Solo così si capisce perché istituire una festa nuova. Istituire una festa in una società, convincere milioni di persone a fermarsi un giorno dal lavoro e a ricordare un evento… è una cosa enorme, serve una coesione sociale, un dramma da superare, un evento davvero creduto. Maria era davvero nel cuore dell’Europa nella sua voglia di riscatto e nel suo segno di speranza.

Oggi i tempi sono molto lontani, quasi all’opposto. Non siamo più all’inizio di un boom economico, né facciamo figli come allora. Non abbiamo vissuto sulla pelle alcuna guerra, né alcun imponente dramma catastrofico, veniamo da un passato prosperoso e ricco che ci ha lasciati viziati, ma se guardiamo il futuro non abbiamo affatto speranza. Se pensiamo a qualcosa non vogliamo certo feste ma solo ferie. Non siamo disposti a ritrovarci assieme a celebrare, ma preferiamo andare in vacanza (spesso ognuno per sé) e sfuggire la routine e il lavoro. Sentiamo di avere poco da festeggiare e men che meno assieme.
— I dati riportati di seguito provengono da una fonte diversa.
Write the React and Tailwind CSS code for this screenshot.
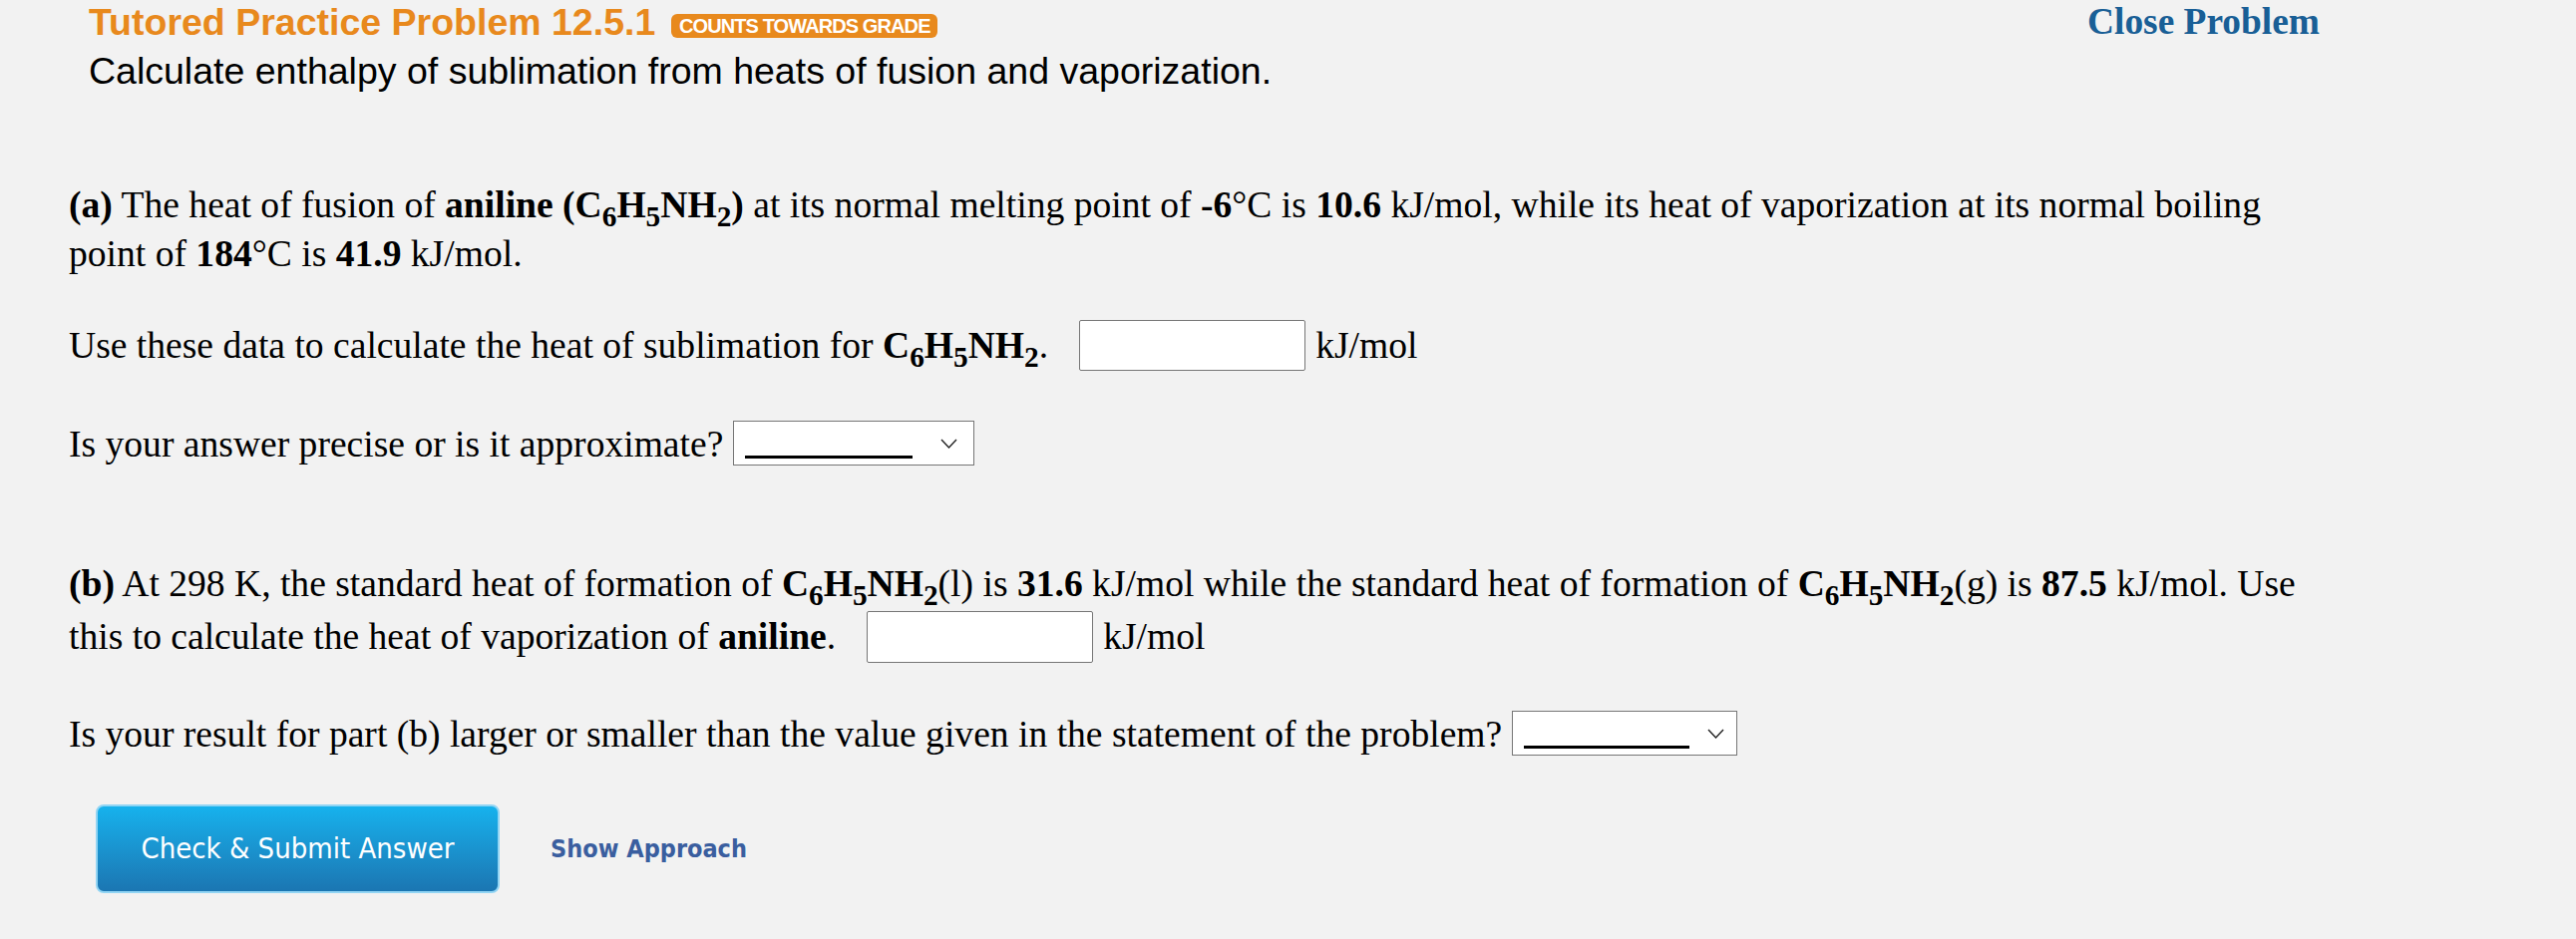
import React from "react";

const serif = "font-['Liberation_Serif','Times_New_Roman',serif]";
const sans = "font-['Liberation_Sans',Arial,sans-serif]";
const tahoma = "font-['DejaVu_Sans_Condensed','DejaVu_Sans',sans-serif]";

// subscript digit, sits a bit lower than the default <sub>
const Sub = ({ children }) => (
  <span className="relative top-[0.3em] text-[0.78em] leading-[0]">{children}</span>
);

// C6H5NH2 with subscripts
const Aniline = () => (
  <b>
    C<Sub>6</Sub>H<Sub>5</Sub>NH<Sub>2</Sub>
  </b>
);

const AnswerBox = ({ className = "" }) => (
  <span
    className={`inline-block w-[227px] rounded-[2px] border border-[#767676] bg-white ${className}`}
  />
);

const BlankSelect = ({ width, line, padRight }) => (
  <span
    className={`ml-[10px] inline-block h-[45px] overflow-hidden border border-[#767676] bg-white align-[-9px] ${width}`}
  >
    <span className={`flex h-full justify-between pl-[11px] ${padRight}`}>
      <span className={`mb-[6px] h-[3px] self-end bg-black ${line}`} />
      <svg width="17" height="10" viewBox="0 0 17 10" className="mt-[1px] self-center">
        <polyline points="1,1 8.5,9 16,1" fill="none" stroke="#222" strokeWidth="1.4" />
      </svg>
    </span>
  </span>
);

export default function App() {
  return (
    <div className="min-h-screen w-full bg-[#f2f2f2] text-black">
      <div className={`w-[2330px] pl-[69px] ${serif} text-[37.6px] leading-[49px]`}>
        {/* header */}
        <div className="flex justify-between pl-[20px] pr-[4px]">
          <div>
            <div className="flex items-start">
              <h1 className={`${sans} text-[37.5px] font-bold leading-[44px] text-[#e8891d]`}>
                Tutored Practice Problem 12.5.1
              </h1>
              <span
                className={`${sans} ml-[16px] mt-[14px] flex h-[24px] w-[267px] items-center justify-center rounded-[6px] bg-[#e8891d] text-[20px] font-bold leading-none tracking-[-0.9px] text-white`}
              >
                COUNTS TOWARDS GRADE
              </span>
            </div>
            <p className={`${sans} mt-[5px] text-[37.5px] leading-[44px]`}>
              Calculate enthalpy of sublimation from heats of fusion and vaporization.
            </p>
          </div>
          <a className="text-[37.4px] font-bold leading-[44px] text-[#195f96]">Close Problem</a>
        </div>

        {/* part a */}
        <p className="mt-[88px]">
          <b>(a)</b> The heat of fusion of <b>aniline (</b>
          <Aniline />
          <b>)</b> at its normal melting point of <b>-6</b>°C is <b>10.6</b> kJ/mol, while its
          heat of vaporization at its normal boiling point of <b>184</b>°C is <b>41.9</b> kJ/mol.
        </p>

        <p className="mt-[42px]">
          Use these data to calculate the heat of sublimation for <Aniline />.
          <AnswerBox className="ml-[31px] h-[51px] align-[-13px]" />
          <span className="ml-[10px]">kJ/mol</span>
        </p>

        <p className="mt-[49px]">
          Is your answer precise or is it approximate?
          <BlankSelect width="w-[242px]" line="w-[168px]" padRight="pr-[16px]" />
        </p>

        {/* part b */}
        <p className="mt-[91px]">
          <b>(b)</b> At 298 K, the standard heat of formation of <Aniline />
          (l) is <b>31.6</b> kJ/mol while the standard heat of formation of <Aniline />
          (g) is <b>87.5</b> kJ/mol. Use this to calculate the heat of vaporization of{" "}
          <b>aniline</b>.
          <AnswerBox className="ml-[31px] mt-[3px] h-[52px] align-[-14px]" />
          <span className="ml-[10px]">kJ/mol</span>
        </p>

        <p className="mt-[47px]">
          Is your result for part (b) larger or smaller than the value given in the statement of
          the problem?
          <BlankSelect width="w-[226px]" line="w-[166px]" padRight="pr-[12px]" />
        </p>

        {/* actions */}
        <div className={`${tahoma} mt-[46px] flex items-center pl-[27px]`}>
          <button className="flex h-[89px] w-[405px] items-center justify-center rounded-[8px] border-2 border-[#92d5f4] bg-linear-to-b from-[#16b2ed] to-[#1b76b2] text-[29px] text-white">
            Check &amp; Submit Answer
          </button>
          <a className="ml-[51px] text-[25px] font-bold text-[#3a5e9f]">Show Approach</a>
        </div>
      </div>
    </div>
  );
}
Eppure, forse proprio per questo, penso che questa festa nel bel mezzo dell’estate sia una provocazione da raccogliere. Non abbiamo una guerra alle spalle, ma ugualmente vediamo le cose morire: talvolta i sogni, le relazioni o i nostri cari. I drammi li viviamo ugualmente anche se non sono i lager nazisti. E se oggi siamo bisognosi di qualcosa, è certamente di una speranza per il futuro. Anche solo il tempo ci pare portarci via tutto. Già mentre cerchiamo di fissare con la nostra macchina fotografica le bellezze delle vacanze, come potessimo fermarle per sempre, ecco che sono già alle nostre spalle.
Per i nostri nonni, come per noi, ci resta questa domanda: cosa rimane? cosa risorge davvero? su cosa nella vita posso fondare una certezza per non far prevalere il pessimismo o il cinismo?
Non penso che una risposta a queste domande ce la si possa dare da soli e forse anche per questo la Chiesa ci invita ancora a celebra assieme questa festa.